Title: Fine-Tuning a Multi-Dialect Speech Recognition Model for Tibetan: Balancing Cross-Dialect Performance
Introduction
We developed a speech recognition system capable of transcribing three major Tibetan dialects: Utsang, Khampa, and Amdo. Starting with a base wav2vec2 model trained on 1500 hours of Utsang dialect data, we explored the challenges of extending its capabilities to handle Khampa and Amdo dialects. Our experiment revealed an interesting trade-off: while we improved performance on new dialects, we encountered significant degradation in Utsang dialect recognition due to catastrophic forgetting.
Background
Tibetan language comprises three major dialects with significant phonetic variations but a unified written form. While our base model achieved strong performance on Utsang dialect with a mean CER of 15.23%, extending its capabilities to other dialects presented unique challenges. The experiment explores methods to balance performance across all dialects while dealing with data imbalance and knowledge retention issues.
Methodology
Dataset Preparation
- Utsang: 1500 hours (base model training data)

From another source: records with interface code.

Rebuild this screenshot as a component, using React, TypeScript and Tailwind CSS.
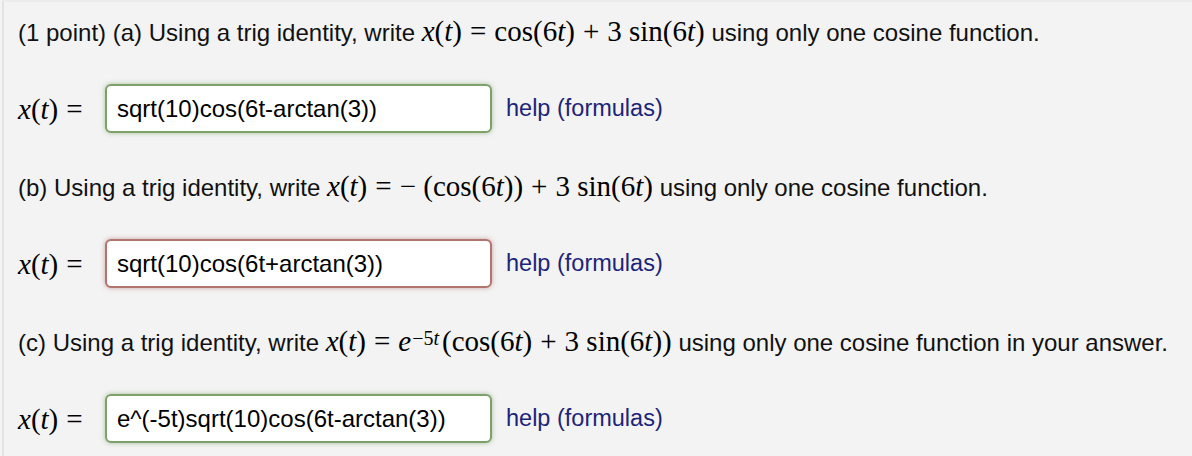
import React from "react";

const I = ({ children }: { children: React.ReactNode }) => <i className="italic">{children}</i>;
const Op = ({ children }: { children: React.ReactNode }) => <span className="mx-[8px]">{children}</span>;

function M({ children }: { children: React.ReactNode }) {
  return (
    <span className="text-[29px] text-black leading-[28px]" style={{ fontFamily: '"Liberation Serif", "DejaVu Serif", serif' }}>
      {children}
    </span>
  );
}

const X = () => (
  <>
    <I>x</I>(<I>t</I>)
  </>
);

function Answer({ value, tone }: { value: string; tone: "ok" | "bad" }) {
  const cls =
    tone === "ok"
      ? "border-[#7ea06a] shadow-[0_0_5px_rgba(110,150,90,0.55)]"
      : "border-[#b2756d] shadow-[0_0_5px_rgba(170,100,95,0.55)]";
  return (
    <div className="flex items-center h-[49px] shrink-0">
      <M>
        <span className="inline-block w-[87px]">
          <X />
          <Op>=</Op>
        </span>
      </M>
      <div
        className={`w-[387px] h-[49px] bg-white border-2 rounded-[6px] flex items-center pl-[10px] text-[24px] text-black ${cls}`}
      >
        {value}
      </div>
      <a className="ml-[14px] text-[23.5px] text-[#1c2479]">help (formulas)</a>
    </div>
  );
}

const P = ({ children }: { children: React.ReactNode }) => (
  <p className="h-[28px] shrink-0 text-[24px] leading-[28px] text-[#111] whitespace-nowrap">{children}</p>
);

export default function App() {
  return (
    <div
      className="w-[1192px] h-[456px] bg-[#f3f3f3] overflow-hidden"
      style={{ fontFamily: '"Liberation Sans", Arial, sans-serif' }}
    >
      <div className="h-full ml-[2px] border-l-2 border-[#e3e3e3] border-t-2 border-t-[#ececec] pl-[14px] pt-[15px] flex flex-col gap-[39px]">
        <P>
          (1 point) (a) Using a trig identity, write{" "}
          <M>
            <X />
            <Op>=</Op>cos(6<I>t</I>)<Op>+</Op>3 sin(6<I>t</I>)
          </M>{" "}
          using only one cosine function.
        </P>
        <Answer value="sqrt(10)cos(6t-arctan(3))" tone="ok" />
        <P>
          (b) Using a trig identity, write{" "}
          <M>
            <X />
            <Op>=</Op>− (cos(6<I>t</I>))<Op>+</Op>3 sin(6<I>t</I>)
          </M>{" "}
          using only one cosine function.
        </P>
        <Answer value="sqrt(10)cos(6t+arctan(3))" tone="bad" />
        <P>
          (c) Using a trig identity, write{" "}
          <M>
            <X />
            <Op>=</Op>
            <I>e</I>
            <sup className="text-[20px] leading-[0] relative -top-[6px] ml-[1px] mr-[3px]">
              −5<I>t</I>
            </sup>
            (cos(6<I>t</I>)<Op>+</Op>3 sin(6<I>t</I>))
          </M>{" "}
          using only one cosine function in your answer.
        </P>
        <Answer value="e^(-5t)sqrt(10)cos(6t-arctan(3))" tone="ok" />
      </div>
    </div>
  );
}
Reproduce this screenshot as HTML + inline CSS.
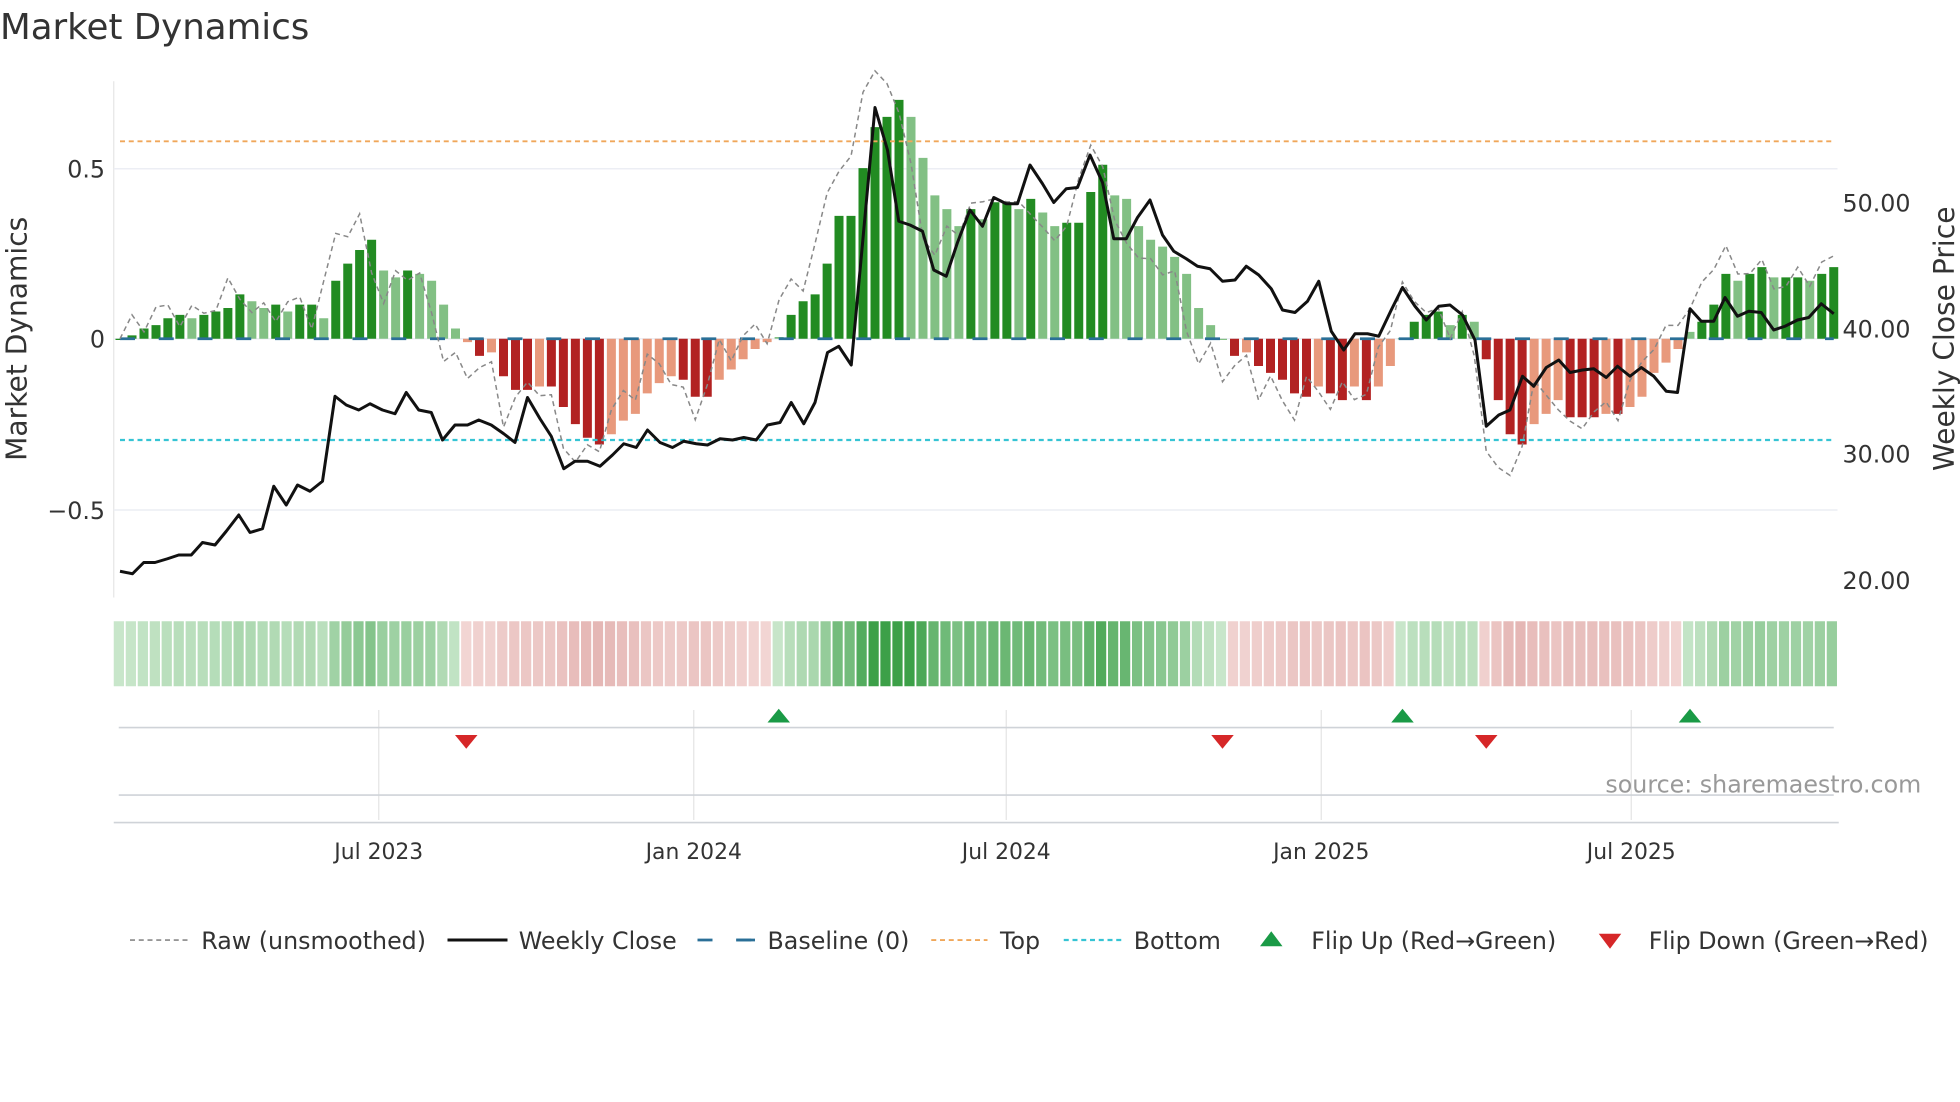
<!DOCTYPE html>
<html><head><meta charset="utf-8"><style>
html,body{margin:0;padding:0;background:#fff;}
svg{display:block;font-family:"DejaVu Sans","Liberation Sans",sans-serif;}
</style></head><body>
<svg id="s" width="1960" height="1102" viewBox="0 0 1568 881.6" preserveAspectRatio="none" xmlns="http://www.w3.org/2000/svg">
<text x="0" y="31" font-size="28.5" fill="#333">Market Dynamics</text>
<line x1="91" y1="65" x2="91" y2="478" stroke="#e6e6e6" stroke-width="1"/>
<line x1="91" y1="135" x2="1470" y2="135" stroke="#eceef4" stroke-width="1.2"/>
<line x1="91" y1="408" x2="1470" y2="408" stroke="#eceef4" stroke-width="1.2"/>
<line x1="91" y1="271" x2="1470" y2="271" stroke="#eceef4" stroke-width="1.2"/>
<g id="bars"></g>
<line x1="96" y1="113" x2="1467" y2="113" stroke="#f0a75a" stroke-width="1.5" stroke-dasharray="4,3"/>
<line x1="96" y1="352" x2="1467" y2="352" stroke="#35c4d4" stroke-width="1.8" stroke-dasharray="4,3"/>
<line x1="96" y1="271" x2="1467" y2="271" stroke="#2a6f97" stroke-width="2.2" stroke-dasharray="12,19"/>
<polyline id="raw" points="0,0" fill="none" stroke="#888" stroke-width="1.2" stroke-dasharray="4,3"/>
<polyline id="price" points="0,0" fill="none" stroke="#111" stroke-width="2.4" stroke-linejoin="round"/>
<g font-size="19" fill="#333">
<text x="84" y="142" text-anchor="end">0.5</text>
<text x="84" y="278" text-anchor="end">0</text>
<text x="84" y="415" text-anchor="end">−0.5</text>
<text x="1474" y="169">50.00</text>
<text x="1474" y="270">40.00</text>
<text x="1474" y="370">30.00</text>
<text x="1474" y="471">20.00</text>
</g>
<text transform="translate(21,271) rotate(-90)" text-anchor="middle" font-size="22.5" fill="#333">Market Dynamics</text>
<text transform="translate(1563,271) rotate(-90)" text-anchor="middle" font-size="22.5" fill="#333">Weekly Close Price</text>
<g id="heat"></g>
<g stroke="#e4e4e4" stroke-width="1">
<line x1="303" y1="568" x2="303" y2="656"/><line x1="555" y1="568" x2="555" y2="656"/><line x1="805" y1="568" x2="805" y2="656"/><line x1="1057" y1="568" x2="1057" y2="656"/><line x1="1305" y1="568" x2="1305" y2="656"/>
</g>
<line x1="95" y1="582" x2="1467" y2="582" stroke="#cfd3d8" stroke-width="1.3"/>
<line x1="95" y1="636" x2="1467" y2="636" stroke="#cfd3d8" stroke-width="1.3"/>
<line x1="91" y1="658" x2="1471" y2="658" stroke="#cfd3d8" stroke-width="1.3"/>
<g fill="#1a9a46"><path d="M614 578L623 567L632 578Z"/><path d="M1113 578L1122 567L1131 578Z"/><path d="M1343 578L1352 567L1361 578Z"/></g>
<g fill="#d62728"><path d="M364 588L382 588L373 599Z"/><path d="M969 588L987 588L978 599Z"/><path d="M1180 588L1198 588L1189 599Z"/></g>
<text x="1537" y="634" text-anchor="end" font-size="19" fill="#999">source: sharemaestro.com</text>
<g font-size="17.5" fill="#333" text-anchor="middle">
<text x="303" y="687">Jul 2023</text><text x="555" y="687">Jan 2024</text><text x="805" y="687">Jul 2024</text><text x="1057" y="687">Jan 2025</text><text x="1305" y="687">Jul 2025</text>
</g>
<g font-size="19" fill="#333">
<line x1="104" y1="752" x2="150" y2="752" stroke="#888" stroke-width="1.3" stroke-dasharray="4,3"/><text x="161" y="759">Raw (unsmoothed)</text>
<line x1="358" y1="752" x2="406" y2="752" stroke="#111" stroke-width="2.4"/><text x="415" y="759">Weekly Close</text>
<line x1="558" y1="752" x2="604" y2="752" stroke="#2a6f97" stroke-width="2.2" stroke-dasharray="12,19"/><line x1="589" y1="752" x2="604" y2="752" stroke="#2a6f97" stroke-width="2.2"/><text x="614" y="759">Baseline (0)</text>
<line x1="745" y1="752" x2="790" y2="752" stroke="#f0a75a" stroke-width="1.5" stroke-dasharray="4,3"/><text x="800" y="759">Top</text>
<line x1="851" y1="752" x2="897" y2="752" stroke="#35c4d4" stroke-width="1.8" stroke-dasharray="4,3"/><text x="907" y="759">Bottom</text>
<path d="M1008 757L1017 745L1026 757Z" fill="#1a9a46"/><text x="1049" y="759">Flip Up (Red→Green)</text>
<path d="M1279 747L1297 747L1288 759Z" fill="#d62728"/><text x="1319" y="759">Flip Down (Green→Red)</text>
</g>
</svg>
<script>
(function(){
var NS="http://www.w3.org/2000/svg";
function R(g,x,y,w,h,f){var r=document.createElementNS(NS,"rect");r.setAttribute("x",x.toFixed(1));r.setAttribute("y",y.toFixed(1));r.setAttribute("width",w.toFixed(2));r.setAttribute("height",h.toFixed(1));r.setAttribute("fill",f);g.appendChild(r);}
var v=[0,0.01,0.03,0.04,0.06,0.07,0.06,0.07,0.08,0.09,0.13,0.11,0.09,0.1,0.08,0.1,0.1,0.06,0.17,0.22,0.26,0.29,
0.2,0.18,0.2,0.19,0.17,0.1,0.03,-0.01,
-0.05,-0.04,-0.11,-0.15,-0.15,-0.14,-0.14,-0.2,-0.25,-0.29,-0.31,-0.28,-0.24,-0.22,-0.16,-0.13,-0.11,-0.12,-0.17,-0.17,-0.12,-0.09,-0.06,-0.03,-0.01,
0.005,0.07,0.11,0.13,0.22,0.36,0.36,0.5,0.62,0.65,0.70,0.65,0.53,0.42,0.38,0.33,0.38,0.35,0.4,0.4,0.38,0.41,0.37,0.33,0.34,0.34,0.43,0.51,0.42,0.41,0.33,0.29,0.27,0.24,0.19,0.09,0.04,0,
-0.05,-0.04,-0.08,-0.1,-0.12,-0.16,-0.17,-0.14,-0.16,-0.18,-0.14,-0.18,-0.14,-0.08,0.002,
0.05,0.07,0.08,0.04,0.07,0.05,
-0.06,-0.18,-0.28,-0.31,-0.25,-0.22,-0.18,-0.23,-0.23,-0.23,-0.22,-0.22,-0.2,-0.17,-0.1,-0.07,-0.03,
0.02,0.05,0.1,0.19,0.17,0.19,0.21,0.18,0.18,0.18,0.17,0.19,0.21];
var N=v.length,x0=96,x1=1467,dx=(x1-x0)/(N-1),Z=271,K=273,raw=[];
var gb=document.getElementById("bars"),gh=document.getElementById("heat");
for(var i=0;i<N;i++){var x=x0+i*dx,a=v[i],p=i?v[i-1]:0,dark=Math.abs(a)>=Math.abs(p);
var c=a>=0?(dark?"#228b22":"#82c084"):(dark?"#b22222":"#e8997c");
var y=Z-a*K,top=Math.min(y,Z),hh=Math.abs(a)*K;if(hh<1)hh=1;
R(gb,x-3.6,top,7.2,hh,c);
var t=Math.min(1,Math.abs(a)/0.6),col=a>=0?"rgb("+Math.round(200-140*t)+","+Math.round(230-70*t)+","+Math.round(202-130*t)+")":"rgb("+Math.round(242-25*t)+","+Math.round(214-60*t)+","+Math.round(212-60*t)+")";
R(gh,91+i*(1380/N),497,1380/N-1.4,52,col);
var n=(i>0&&i<N-1)?(v[i+1]-v[i-1])*1.0:0;raw.push(x.toFixed(1)+","+(Z-(a+n+0.04*Math.sin(i*2.3))*K).toFixed(1));}
document.getElementById("raw").setAttribute("points",raw.join(" "));
var P=[96,457,106,459,115,450,124,450,134,447,143,444,153,444,162,434,172,436,181,425,191,412,200,426,210,423,219,389,229,404,238,388,248,393,258,385,268,317,277,324,287,328,296,323,306,328,316,331,325,314,335,328,345,330,354,352,364,340,374,340,383,336,393,340,403,347,412,354,422,318,432,335,441,349,451,375,460,369,470,369,480,373,490,364,499,355,509,358,518,344,528,354,538,358,547,353,557,355,566,356,576,351,586,352,595,350,605,352,614,340,624,338,633,322,643,339,652,322,662,282,671,277,681,292,690,195,700,86,710,120,719,177,728,180,738,185,747,216,757,221,766,194,776,168,786,181,795,158,805,163,814,163,824,132,834,147,843,162,853,151,862,150,872,124,882,146,891,191,901,191,910,174,920,160,930,188,939,201,949,207,958,213,968,215,978,225,988,224,997,213,1007,220,1017,231,1026,248,1036,250,1046,241,1055,225,1065,265,1075,280,1084,267,1094,267,1103,269,1113,248,1122,230,1132,245,1141,256,1151,245,1160,244,1170,252,1180,272,1189,341,1199,332,1208,328,1218,301,1227,309,1237,294,1247,288,1256,298,1266,296,1275,295,1285,302,1294,293,1304,301,1313,294,1323,301,1333,313,1342,314,1352,247,1361,257,1371,257,1380,238,1390,253,1399,249,1409,250,1419,264,1428,261,1438,256,1447,254,1457,243,1467,251];
var pp=[];for(var j=0;j<P.length;j+=2)pp.push(P[j]+","+P[j+1]);
document.getElementById("price").setAttribute("points",pp.join(" "));
})();
</script>
</body></html>
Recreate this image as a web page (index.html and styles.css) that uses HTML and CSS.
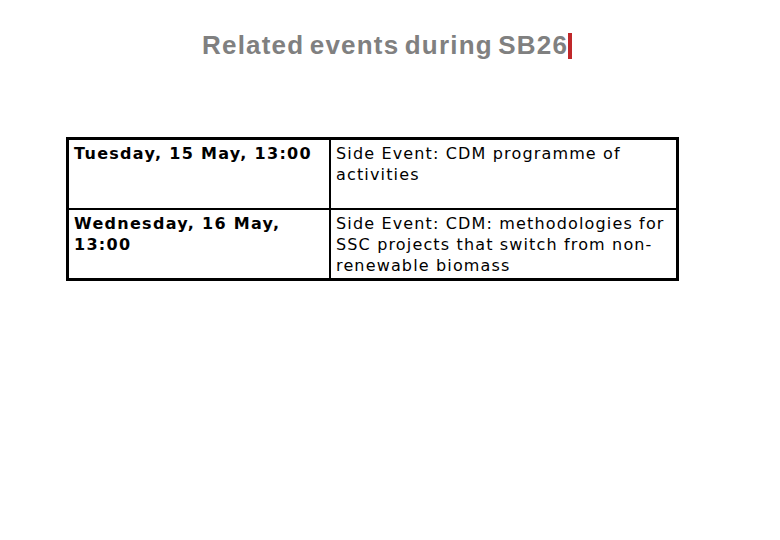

- Khampa: 80 hours for fine-tuning
- Amdo: 53 hours for fine-tuning
Model Architecture
- Base Model: wav2vec2 pretrained on Utsang dialect
- Fine-tuning approach: Combined training on Khampa and Amdo data
- No Balanced sampling implementation for handling data imbalance
Training Strategy
- Transfer learning from Utsang base model
- Gradient accumulation for stable training
- Warmup steps to mitigate catastrophic forgetting
Implementation Details
Training Parameters
training_args = TrainingArguments(
per_device_train_batch_size=8,
gradient_accumulation_steps=2,
evaluation_strategy="steps",
save_steps=1000,
eval_steps=1000,
logging_steps=100,
learning_rate=3e-5,
num_train_epochs=20,
warmup_steps=500,
fp16=True,
dataloader_num_workers=4
)
Hardware Configuration
- 4x NVIDIA L4 GPUs (24GB each)
- Training Duration: 24 hours
Results
Performance on Utsang Benchmark
Model Type | Mean CER | Analysis |
---|---|---|
Base Model | 15.23% | Strong initial performance |
Fine-tuned Model | 29.62% | Shows impact of catastrophic forgetting |
Cross-Dialect Performance
Dialect | Fine-Tuned Model | Base Model |
---|---|---|
STT_AM | 17.23% | 44.29% |
STT_AM_AB | 7.58% | 35.48% |
STT_KH | 20.86% | 36.73% |
STT_KH_AB | 10.46% | 31.10% |
Mean | 14.03% | 36.90% |
Discussion
The experiment revealed significant trade-offs in multi-dialect speech recognition:
Positive Outcomes
- Improved recognition accuracy for Khampa and Amdo dialects
- Achieved better overall performance across dialects
Challenges
- Catastrophic forgetting of Utsang dialect knowledge
- Performance degradation on Utsang benchmark (CER increased from 15.23% to 29.62%)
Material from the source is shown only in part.